中央政界のキャリアに乏しい、しかもアフリカ系の若き政治家が突如現れ、米国第44代大統領に就任した。なぜ永田町には「和製オバマ」が登場しないのか。日本政治の劣化には、ジャーナリズムにも罪があるのではないか。政権交代後、霞が関の意識は変わるのか、日本の外交政策はどうなるのか・・・。鈴木美勝・時事通信社解説委員へのインタビュー記事の後半を掲載する。(2009年8月5日インタビュー、取材協力=JBpress副編集長・貝田尚重、撮影=前田せいめい)
JBpress なぜ日本には「オバマ」が登場しないのか。米国もテレビが政治を動かす「テレポリティクス」という点では同じではないか。
時事通信社解説委員兼Janet編集長
茨城県出身。1975年早稲田大学政治経済学部卒、時事通信社入社、政治部配属。ワシントン特派員、外務省、首相官邸、自民党各記者クラブのキャップを歴任後、政治部次長、ニューヨーク総局長。著書に新刊『いまだに続く「敗戦国外交」』(草思社)のほか、『小沢一郎はなぜTVで殴られたか』(文藝春秋)など。
鈴木美勝氏 難しい質問だ。どういう形の政治家が生まれるかは(選挙制度だけではなく)、その国の文化、社会風土や社会の仕組み、つまり(政治家を目指す人間の)生活経験の影響がかなり大きいように思う。
オバマ米大統領は、ケニア人の父親と白人の母親を持つ。常に多人種・多民族社会の中での存在、他者との関係に悩みがあり、常にどう行動すればいいか、真摯に考える部分があったと思う。
いつ大統領になりたいと思ったかは別として、オバマ氏は学生時代からリーダーとしてどうあるべきかを考え、その能力も備えていた。

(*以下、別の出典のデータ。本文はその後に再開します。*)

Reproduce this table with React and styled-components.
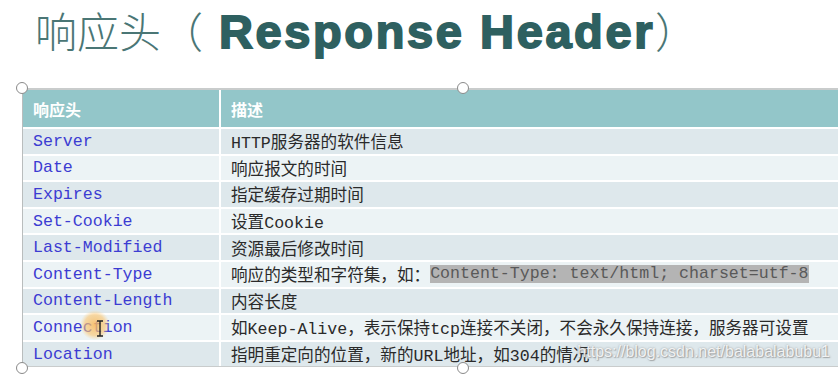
import React from 'react'
import styled, { createGlobalStyle } from 'styled-components'

const GlobalStyle = createGlobalStyle`
  html, body {
    margin: 0;
    padding: 0;
    background: #ffffff;
    overflow: hidden;
  }
`

const rows = [
  { name: 'Server', desc: 'HTTP服务器的软件信息' },
  { name: 'Date', desc: '响应报文的时间' },
  { name: 'Expires', desc: '指定缓存过期时间' },
  { name: 'Set-Cookie', desc: '设置Cookie' },
  { name: 'Last-Modified', desc: '资源最后修改时间' },
  { name: 'Content-Type', desc: '响应的类型和字符集，如：', code: 'Content-Type: text/html; charset=utf-8' },
  { name: 'Content-Length', desc: '内容长度' },
  { name: 'Connection', desc: '如Keep-Alive，表示保持tcp连接不关闭，不会永久保持连接，服务器可设置' },
  { name: 'Location', desc: '指明重定向的位置，新的URL地址，如304的情况' },
]

export default function App() {
  return (
    <Page>
      <GlobalStyle />
      <Title>
        <Cjk>响应头（</Cjk>
        <English>Response Header</English>
        <Cjk>）</Cjk>
      </Title>
      <Table>
        <HeadCell>响应头</HeadCell>
        <HeadCell>描述</HeadCell>
        {rows.map((r, i) => (
          <React.Fragment key={r.name}>
            <NameCell $odd={i % 2 === 0}>{r.name}</NameCell>
            <DescCell $odd={i % 2 === 0}>
              {r.desc}
              {r.code && <Code>{r.code}</Code>}
            </DescCell>
          </React.Fragment>
        ))}
      </Table>
      <Selection>
        <Handle $corner="tl" />
        <Handle $corner="tr" />
        <Handle $corner="bl" />
        <Handle $corner="br" />
      </Selection>
      <Pointer>
        <svg width="32" height="32" viewBox="0 0 32 32">
          <defs>
            <radialGradient id="glow">
              <stop offset="0%" stopColor="rgba(248,184,90,0.85)" />
              <stop offset="70%" stopColor="rgba(250,196,110,0.6)" />
              <stop offset="100%" stopColor="rgba(250,210,140,0)" />
            </radialGradient>
          </defs>
          <circle cx="15" cy="15" r="15" fill="url(#glow)" />
          <path d="M17 11 h6 M20 11 v15 M17 26 h6" stroke="#222" strokeWidth="1.4" fill="none" />
        </svg>
      </Pointer>
      <Watermark>https://blog.csdn.net/balabalabubu1</Watermark>
    </Page>
  )
}

const Page = styled.div`
  position: relative;
  width: 838px;
  height: 375px;
  overflow: hidden;
  background: #fff;
`

const Title = styled.h1`
  margin: 0;
  height: 88px;
  padding-left: 35px;
  display: flex;
  align-items: baseline;
  line-height: 60px;
  white-space: nowrap;
`

const Cjk = styled.span`
  font-family: "Noto Sans CJK SC", sans-serif;
  font-weight: 300;
  font-size: 42px;
  color: #4a7675;
`

const English = styled.span`
  font-family: "Liberation Sans", Arial, sans-serif;
  font-weight: 700;
  font-size: 47px;
  letter-spacing: 2.6px;
  color: #2e6060;
  -webkit-text-stroke: 1.8px #2e6060;
  margin-left: 16px;
  margin-right: 0;
`

const Table = styled.div`
  margin-left: 22px;
  width: 830px;
  display: grid;
  grid-template-columns: 196px 1fr;
  grid-auto-rows: 24.6px;
  grid-template-rows: 37px;
  gap: 2px;
  background: #ffffff;
  border-top: 2px solid #c9cccc;
  border-left: 1px solid #b9bdbd;
  border-bottom: 1px solid #c9cccc;
`

const HeadCell = styled.div`
  background: #93c6c9;
  color: #ffffff;
  font-family: "Noto Sans CJK SC", sans-serif;
  font-weight: 700;
  font-size: 16px;
  display: flex;
  align-items: center;
  padding-left: 10px;
`

const BodyCell = styled.div`
  background: ${p => (p.$odd ? '#dee8ec' : '#ecf3f5')};
  font-family: "Liberation Mono", "Noto Sans CJK SC", monospace;
  font-size: 16.6px;
  display: flex;
  align-items: center;
  padding-left: 10px;
  white-space: nowrap;
`

const NameCell = styled(BodyCell)`
  color: #3c3cd2;
`

const DescCell = styled(BodyCell)`
  color: #2a2a2a;
`

const Code = styled.span`
  background: #b4b4b4;
  color: #595959;
  line-height: 18px;
`

const Selection = styled.div`
  position: absolute;
  left: 22px;
  top: 88px;
  width: 441px;
  height: 280px;
  pointer-events: none;
`

const Handle = styled.div`
  position: absolute;
  width: 10px;
  height: 10px;
  border-radius: 50%;
  background: #ffffff;
  border: 1px solid #8a8a8a;
  ${p => (p.$corner[0] === 't' ? 'top: -6px;' : 'bottom: -6px;')}
  ${p => (p.$corner[1] === 'l' ? 'left: -6px;' : 'right: -6px;')}
`

const Pointer = styled.div`
  position: absolute;
  left: 80px;
  top: 310px;
  width: 32px;
  height: 32px;
`

const Watermark = styled.div`
  position: absolute;
  right: 8px;
  top: 343px;
  font-family: "Liberation Sans", Arial, sans-serif;
  font-size: 16px;
  color: rgba(255, 255, 255, 0.85);
  text-shadow: 0 0 2px rgba(120, 120, 120, 0.7), 1px 1px 1px rgba(140, 140, 140, 0.6);
`
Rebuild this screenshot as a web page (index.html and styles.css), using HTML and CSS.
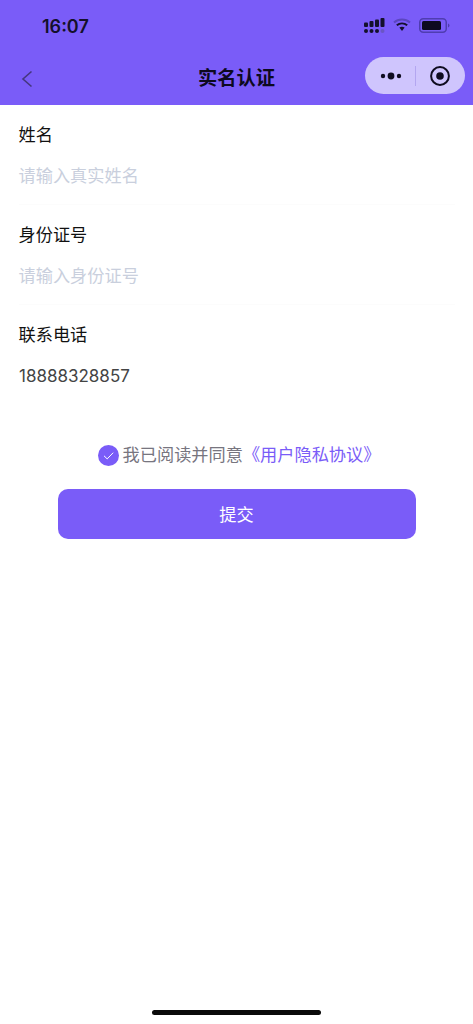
FILE: index.html
```html
<!DOCTYPE html>
<html lang="zh-CN">
<head>
    <meta charset="UTF-8">
    <meta name="viewport" content="width=device-width, initial-scale=1.0">
    <title>实名认证</title>
    <link rel="stylesheet" href="styles.css">
</head>
<body>
    <div class="page">
        <header class="top">
            <div class="status-bar">
                <span class="time">16:07</span>
                <div class="status-icons">
                    <svg class="signal" width="21" height="16" viewBox="0 0 21 16">
                        <rect x="0" y="4.5" width="4" height="4.5" rx="1" fill="#14102b"/>
                        <rect x="5.5" y="3" width="4" height="6" rx="1" fill="#14102b"/>
                        <rect x="11" y="1.5" width="4" height="7.5" rx="1" fill="#14102b"/>
                        <rect x="16.5" y="0" width="4" height="9" rx="1" fill="#14102b"/>
                        <circle cx="2" cy="13" r="2" fill="#14102b"/>
                        <circle cx="7.5" cy="13" r="2" fill="#14102b"/>
                        <circle cx="13" cy="13" r="2" fill="#14102b"/>
                        <circle cx="18.5" cy="13" r="2" fill="#6a55c4"/>
                    </svg>
                    <svg class="wifi" width="18" height="14" viewBox="0 0 18 14">
                        <path d="M1 4.5C5.5.5 12.5.5 17 4.5" fill="none" stroke="#5b46c0" stroke-width="2"/>
                        <path d="M3.8 7.2C6.8 4.8 11.2 4.8 14.2 7.2" fill="none" stroke="#14102b" stroke-width="2"/>
                        <path d="M6.4 9.4C8 8.4 10 8.4 11.6 9.4L9 13Z" fill="#14102b"/>
                    </svg>
                    <svg class="battery" width="31" height="15" viewBox="0 0 31 15">
                        <rect x="0.75" y="0.75" width="26.5" height="13.5" rx="3.5" fill="none" stroke="#4f3db0" stroke-width="1.5"/>
                        <rect x="3" y="3" width="19" height="9" rx="1.5" fill="#0d0a1f"/>
                        <path d="M29 5.5C30.2 6 30.5 6.7 30.5 7.5S30.2 9 29 9.5Z" fill="#4f3db0"/>
                    </svg>
                </div>
            </div>
            <div class="nav-bar">
                <svg class="back" width="12" height="18" viewBox="0 0 12 18">
                    <path d="M10.5 1.5L2 9l8.5 7.5" fill="none" stroke="#45377f" stroke-width="1.6"/>
                </svg>
                <h1>实名认证</h1>
                <div class="capsule">
                    <svg class="more" width="22" height="8" viewBox="0 0 22 8">
                        <circle cx="3" cy="4" r="2.2" fill="#0f0c20"/>
                        <circle cx="11" cy="4" r="3.4" fill="#0f0c20"/>
                        <circle cx="19" cy="4" r="2.2" fill="#0f0c20"/>
                    </svg>
                    <span class="capsule-line"></span>
                    <svg class="target" width="20" height="20" viewBox="0 0 20 20">
                        <circle cx="10" cy="10" r="8.9" fill="none" stroke="#0f0c20" stroke-width="2"/>
                        <circle cx="10" cy="10" r="3.8" fill="#0f0c20"/>
                    </svg>
                </div>
            </div>
        </header>

        <form class="form">
            <div class="field">
                <label>姓名</label>
                <div class="placeholder">请输入真实姓名</div>
            </div>
            <div class="field">
                <label>身份证号</label>
                <div class="placeholder">请输入身份证号</div>
            </div>
            <div class="field">
                <label>联系电话</label>
                <div class="value">18888328857</div>
            </div>
        </form>

        <div class="agree">
            <svg class="check" width="21" height="21" viewBox="0 0 21 21">
                <circle cx="10.5" cy="10.5" r="10.5" fill="#7a5cf8"/>
                <path d="M6 10.8l3.2 3.1 6-6.2" fill="none" stroke="#fff" stroke-width="1"/>
            </svg>
            <span>我已阅读并同意</span><a class="link">《用户隐私协议》</a>
        </div>
        <button class="submit" type="button">提交</button>

        <div class="home-bar"></div>
    </div>
</body>
</html>
```

FILE: styles.css
```css
* {
    margin: 0;
    padding: 0;
    box-sizing: border-box;
    font-family: "Inter", "Noto Sans CJK SC", sans-serif;
}

body {
    background-color: #fff;
}

.page {
    height: 1024px;
    display: flex;
    flex-direction: column;
    position: relative;
    overflow: hidden;
}

.top {
    background-color: #7a5cf8;
    height: 105px;
}

.status-bar {
    height: 52px;
    padding: 18px 23px 0 42px;
    display: flex;
    justify-content: space-between;
    align-items: flex-start;
}

.time {
    font-size: 18px;
    font-weight: 600;
    line-height: 18px;
    color: #14102b;
}

.status-icons {
    display: flex;
    align-items: flex-start;
    gap: 8px;
}

.nav-bar {
    height: 53px;
    padding: 0 8px;
    display: grid;
    grid-template-columns: 1fr auto 1fr;
    align-items: center;
}

.back {
    margin-left: 13px;
}

.nav-bar h1 {
    font-size: 19.3px;
    line-height: 24px;
    font-weight: 700;
    color: #0d0a1f;
    margin-bottom: 2px;
}

.capsule {
    justify-self: end;
    width: 100px;
    height: 37px;
    margin-top: -6px;
    border-radius: 19px;
    background-color: #cfc5fd;
    display: flex;
    align-items: center;
    padding-left: 15px;
}

.capsule-line {
    width: 1px;
    height: 20px;
    margin: 0 14px 0 13px;
    background-color: #b3a6f0;
}

.form {
    padding: 0 18.5px;
}

.field {
    height: 100px;
    padding-top: 18px;
    border-bottom: 1px solid #fcfcfc;
}

.field:last-child {
    border-bottom: none;
}

.field label {
    display: block;
    font-size: 17.2px;
    line-height: 24px;
    color: #111;
}

.placeholder,
.value {
    margin-top: 17px;
    line-height: 24px;
}

.placeholder {
    font-size: 17.2px;
    color: #c9cfdd;
}

.value {
    font-size: 17px;
    padding-left: 0.5px;
    color: #444;
}

.agree {
    margin-top: 38px;
    padding-left: 5px;
    display: flex;
    align-items: center;
    justify-content: center;
    font-size: 17.2px;
    line-height: 24px;
    color: #77757f;
}

.check {
    margin-right: 4px;
}

.link {
    color: #7a5cf8;
}

.submit {
    display: block;
    width: 358px;
    height: 50px;
    margin: 22px auto 0;
    padding-bottom: 2px;
    border: none;
    border-radius: 10px;
    background-color: #7a5cf8;
    color: #fff;
    font-size: 17.2px;
}

.home-bar {
    position: absolute;
    left: 152px;
    bottom: 9px;
    width: 169px;
    height: 5px;
    border-radius: 3px;
    background-color: #0a0a0a;
}
```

コロンビア大学に進んだ後、普通の日本のエリートではやらないことをやる。シカゴでコミュニティーに入り込み、(地域活動を)実践する。そこに、米国でリーダーが輩出する強さの秘密が隠されている。日本ならば、「机上で優秀な人」で終わってしまうだろう。
複雑で多様な人種を抱える国を統治するのは、異文化間対話ができるリーダーでなくてはならない。とすれば、そういうリーダーを育てる教育を常に行う必要がある。だからこそ活字だけではなく、口頭や口語体でのコミュニケーションを重視する。
幼稚園や小学校では「Show And Tell」があり、自分の大切な宝物を持ち寄っては「どうして宝なのか」を必死に説明する。中学校ではディベートやロールプレイングがあり、高校生になると政策論争を習う。例えば、バイデン副大統領が教育・福祉や外交に関してどういう主張を持つかリサーチし、彼に成り切る。論争の相手は当然、共和党を演じる。そういうことを常にやっている。
これまでの日本は、喋らなくても意思疎通が可能な社会だった。平均的な人間を育てるにはよいが、オバマ大統領のような傑出した人材を拾い上げる機能はないし、そういう教育もしてこなかった。それが、日本の戦後教育の失敗だし、今の日本の弱さにつながると思う。
JBpress 「和製オバマ」は期待できそうにない?
鈴木氏 日本では、やけに「オバマ人気」が出てしまっている。若い政治家も「オバマ、オバマ」と叫び、まるで自分が改革者になったかのようだ。また、喋るということだけで、有能なリーダーの条件を満たすかのような錯覚があるけれど、実際はそんな甘いものではない。オバマが通ってきた道を学び、「少しは爪の垢を煎じて飲め」というところだ。
日本政界では喋りが上手い人でも、それだけだから、単なるキャンペーン政治家になってしまう。古いかもしれないが、汗を自分でかくことが大切だ。その部分が、今は全く欠けてしまったのではないか。